Jehovah's Witness replies...We Jehovah's Witnesses may be square but when Armageddon comes.... at least we'll be A-ROUND.
A German is trying to to make his way to Paris
At the border, the French customs agent asks him
“Place of residence?”
“No, just vacation this time.”
How are peanut butter and jelly related?
This is a lesson in high finance for Cofty, Slim and other clan bagpipers
The GB/FDS decided to paint the main Warwick auditorium. Geoffrey Jackson was commissioned to get the best deal possible for the GB. So he asked a polish artist to give him a quote. After showing him the auditorium Jackson asks him how much he would charge. 3000 dollars was the reply. How do you figure that asked Jackson incredulously. 1000 for the paint, 1000 for the labour and 1000 dollars for me.
Jackson decides to get another quote. This time he calls in an American artist. How much Jackson asks. 6000 dollars says the American. How do you figure that? Easy, 2000 for the paint, 2000 for the labour and 2000 for me.
Forget that says Jackson.
Jackson thinks....hmmm which people are artistic and shrewd as well...Ah, I know...the Scots. So he calls in a Scottish artist and asks How much
9000 says the Scotsman. How do you figure that asks Jackson. Simple , 3000 for you, 3000 for me, and we'll pay the Polock to do it.
Guess who got the job?
Sorry, couldn't be bothered with the punctuation.
Reading some of these to my family around the Christmas tree and we all have been having a good laugh.

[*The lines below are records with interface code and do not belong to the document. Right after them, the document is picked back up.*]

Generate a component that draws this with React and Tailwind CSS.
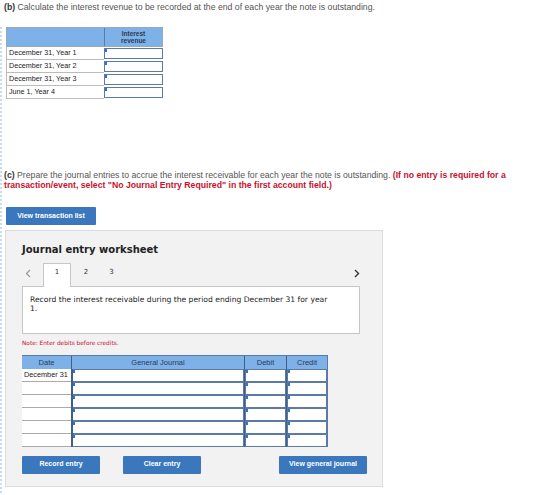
import React from 'react';

const sans = { fontFamily: '"Liberation Sans", Arial, sans-serif' };
const verdana = { fontFamily: '"DejaVu Sans", Verdana, sans-serif' };

const Cell = ({ className = '' }) => (
  <div className={`relative bg-white border border-[#5b7ba6] ${className}`}>
    <span className="absolute left-0 top-0 w-[2px] h-[3px] bg-[#2f6fd6]" />
  </div>
);

const Btn = ({ children, className = '' }) => (
  <button className={`h-[18px] bg-[#3a77bd] text-white text-[7px] font-bold rounded-[1px] ${className}`} style={sans}>
    {children}
  </button>
);

const interestRows = ['December 31, Year 1', 'December 31, Year 2', 'December 31, Year 3', 'June 1, Year 4'];

export default function App() {
  return (
    <div className="w-[560px] h-[495px] bg-white overflow-hidden" style={sans}>
      <p className="pl-[4px] pt-[3px] h-[12px] text-[8.7px] leading-[9px] text-[#555] whitespace-nowrap">
        <span className="font-bold text-[#333]">(b)</span> Calculate the interest revenue to be recorded at the end of each year the note is outstanding.
      </p>
      <div className="h-[482px] border-l-2 border-b-2 border-dotted border-[#c9dbf0] pl-[4px]">
        {/* interest table */}
        <div className="mt-[15px] w-[157px]">
          <div className="flex h-[20px] bg-[#7eb1e8] border border-[#9ab]">
            <div className="w-[97px]" />
            <div className="flex-1 border-l border-[#5b7ba6] text-center text-[6.5px] leading-[7px] text-[#2a3a55] font-bold pt-[2px]">
              Interest<br />revenue
            </div>
          </div>
          {interestRows.map((r) => (
            <div key={r} className="flex h-[13px]">
              <div className="w-[98px] border-l border-b border-[#bbb] text-[7.2px] leading-[12px] pl-[2px] text-[#222] whitespace-nowrap">{r}</div>
              <Cell className="flex-1 my-[1px]" />
            </div>
          ))}
        </div>

        {/* part c */}
        <div className="mt-[71px] -ml-[2px] text-[8.7px] leading-[10px] whitespace-nowrap">
          <div className="text-[#555]">
            <span className="font-bold text-[#333]">(c)</span> Prepare the journal entries to accrue the interest receivable for each year the note is outstanding.{' '}
            <span className="font-bold text-[#c8102e]">(If no entry is required for a</span>
          </div>
          <div className="font-bold text-[#c8102e]">transaction/event, select "No Journal Entry Required" in the first account field.)</div>
        </div>
        <Btn className="mt-[17px] w-[90px]">View transaction list</Btn>

        {/* worksheet */}
        <div className="mt-[5px] -ml-[1px] w-[378px] h-[257px] bg-[#f2f2f2] border border-[#dcdcdc] pl-[16px] pr-[22px]">
          <h2 className="mt-[12px] text-[10px] leading-[13px] font-bold text-[#222]" style={verdana}>Journal entry worksheet</h2>
          <div className="mt-[6px] flex items-end h-[24px] text-[7px] text-[#333]" style={verdana}>
            <span className="w-[21px] pl-[3px] pb-[8px]">
              <svg width="6" height="9" viewBox="0 0 6 9"><path d="M5 1 L1.5 4.5 L5 8" fill="none" stroke="#999" strokeWidth="1.2" /></svg>
            </span>
            <span className="w-[28px] h-[24px] bg-white border border-b-0 border-[#c6c6c6] text-center leading-[16px] -mb-px relative z-10">1</span>
            <span className="w-[30px] text-center leading-[16px] pb-[6px]">2</span>
            <span className="w-[25px] text-center leading-[16px] pb-[6px] -ml-[2px]">3</span>
            <span className="ml-auto pb-[8px]">
              <svg width="6" height="9" viewBox="0 0 6 9"><path d="M1 1 L4.5 4.5 L1 8" fill="none" stroke="#333" strokeWidth="1.4" /></svg>
            </span>
          </div>
          <div className="w-[338px] h-[48px] bg-white border border-[#c6c6c6] pl-[7px] pr-[30px] pt-[8px] text-[7.6px] leading-[9px] text-[#222]" style={verdana}>
            Record the interest receivable during the period ending December 31 for year 1.
          </div>
          <p className="mt-[5px] text-[5.8px] text-[#c8102e]" style={verdana}>Note: Enter debits before credits.</p>

          {/* journal table */}
          <div className="mt-[7px] w-[306px]">
            <div className="flex h-[14px] bg-[#7eb1e8] border-t border-r border-[#5b7ba6] text-[7.5px] leading-[14px] text-[#2a3a55] text-center">
              <div className="w-[49px]">Date</div>
              <div className="w-[173px] border-l border-[#3f5f86]">General Journal</div>
              <div className="w-[42px] border-l border-[#3f5f86]">Debit</div>
              <div className="flex-1 border-l border-[#3f5f86]">Credit</div>
            </div>
            {[0, 1, 2, 3, 4, 5].map((i) => (
              <div key={i} className="flex h-[13px] border-r border-[#5b7ba6]">
                <div className="w-[49px] bg-white border-b border-[#aaa] text-[7.3px] leading-[12px] pl-[2px] text-[#222] whitespace-nowrap">
                  {i === 0 ? 'December 31' : ''}
                </div>
                <div className="w-[173px] border-l-2 border-[#3f5f86] bg-[#5b7ba6] py-[1px] pr-[1px]"><Cell className="h-full border-0" /></div>
                <div className="w-[42px] border-l border-[#3f5f86] bg-[#5b7ba6] p-[1px]"><Cell className="h-full border-0" /></div>
                <div className="flex-1 border-l border-[#3f5f86] bg-[#5b7ba6] p-[1px]"><Cell className="h-full border-0" /></div>
              </div>
            ))}
          </div>

          <div className="mt-[9px] flex w-[345px]">
            <Btn className="w-[78px]">Record entry</Btn>
            <Btn className="w-[78px] ml-[23px]">Clear entry</Btn>
            <Btn className="w-[88px] ml-auto">View general journal</Btn>
          </div>
        </div>
      </div>
    </div>
  );
}
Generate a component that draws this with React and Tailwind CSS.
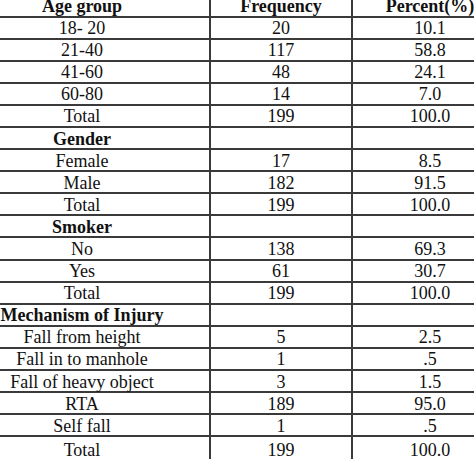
import React from "react";

const rows = [
  { a: "Age group", b: "Frequency", c: "Percent(%)", head: true },
  { a: "18- 20", b: "20", c: "10.1" },
  { a: "21-40", b: "117", c: "58.8" },
  { a: "41-60", b: "48", c: "24.1" },
  { a: "60-80", b: "14", c: "7.0" },
  { a: "Total", b: "199", c: "100.0" },
  { a: "Gender", b: "", c: "", bold: true },
  { a: "Female", b: "17", c: "8.5" },
  { a: "Male", b: "182", c: "91.5" },
  { a: "Total", b: "199", c: "100.0" },
  { a: "Smoker", b: "", c: "", bold: true },
  { a: "No", b: "138", c: "69.3" },
  { a: "Yes", b: "61", c: "30.7" },
  { a: "Total", b: "199", c: "100.0" },
  { a: "Mechanism of Injury", b: "", c: "", bold: true },
  { a: "Fall from height", b: "5", c: "2.5" },
  { a: "Fall in to manhole", b: "1", c: ".5" },
  { a: "Fall of heavy object", b: "3", c: "1.5" },
  { a: "RTA", b: "189", c: "95.0" },
  { a: "Self fall", b: "1", c: ".5" },
  { a: "Total", b: "199", c: "100.0" },
];

export default function App() {
  return (
    <div
      className="w-[474px] h-[459px] overflow-hidden bg-white text-[#111] text-[18px]"
      style={{ fontFamily: '"Liberation Serif", "Times New Roman", serif' }}
    >
      <div className="-ml-[45px] -mt-[4.6px] w-[560px]">
        {rows.map((r, i) => (
          <div
            key={i}
            className={`flex h-[22.1px] ${
              i === rows.length - 1 ? "h-[24px]" : "border-b-2 border-[#3a3a3a]"
            }`}
          >
            <div
              className={`w-[256px] border-r-2 border-[#3a3a3a] flex items-center justify-center leading-none pt-[1px] ${
                r.head || r.bold ? "font-bold" : ""
              }`}
            >
              {r.a}
            </div>
            <div
              className={`w-[142px] border-r-2 border-[#3a3a3a] flex items-center justify-center leading-none pt-[1px] ${
                r.head ? "font-bold" : ""
              }`}
            >
              {r.b}
            </div>
            <div
              className={`w-[154px] flex items-center justify-center leading-none pt-[1px] ${
                r.head ? "font-bold" : ""
              }`}
            >
              {r.c}
            </div>
          </div>
        ))}
      </div>
    </div>
  );
}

Not really a joke but I found this amusing:
Ray retired and he and his wife Bessie moved from New York City to Texas. Wanting to try to fit in Ray went to the local western wear store and bought the fanciest cowboy boots he could find. He got home and proudly wore them into the house hoping Bessie would notice and say something. She didn't. All day he wore them, doing everything he could to get Bessie to notice his new boots, which she never acknowledged. Finally in a desperate attempt to get her to notice his new boots when it was time for bed he stripped down completely naked, except for his new boots and strode out to the middle of the bedroom. Then he asks, "Bessie, don't you notice anything different about me tonight?" Bessie coolly looks Ray up and down from head to toe and back again shakes her head and replies, "No. It was hanging down last night. It was hanging down this morning and it is still hanging down." Frustrated Ray yells, "It's looking at my NEW BOOTS!" To which Bessie replies, "Should have bought a hat Ray. Should have bought a hat!"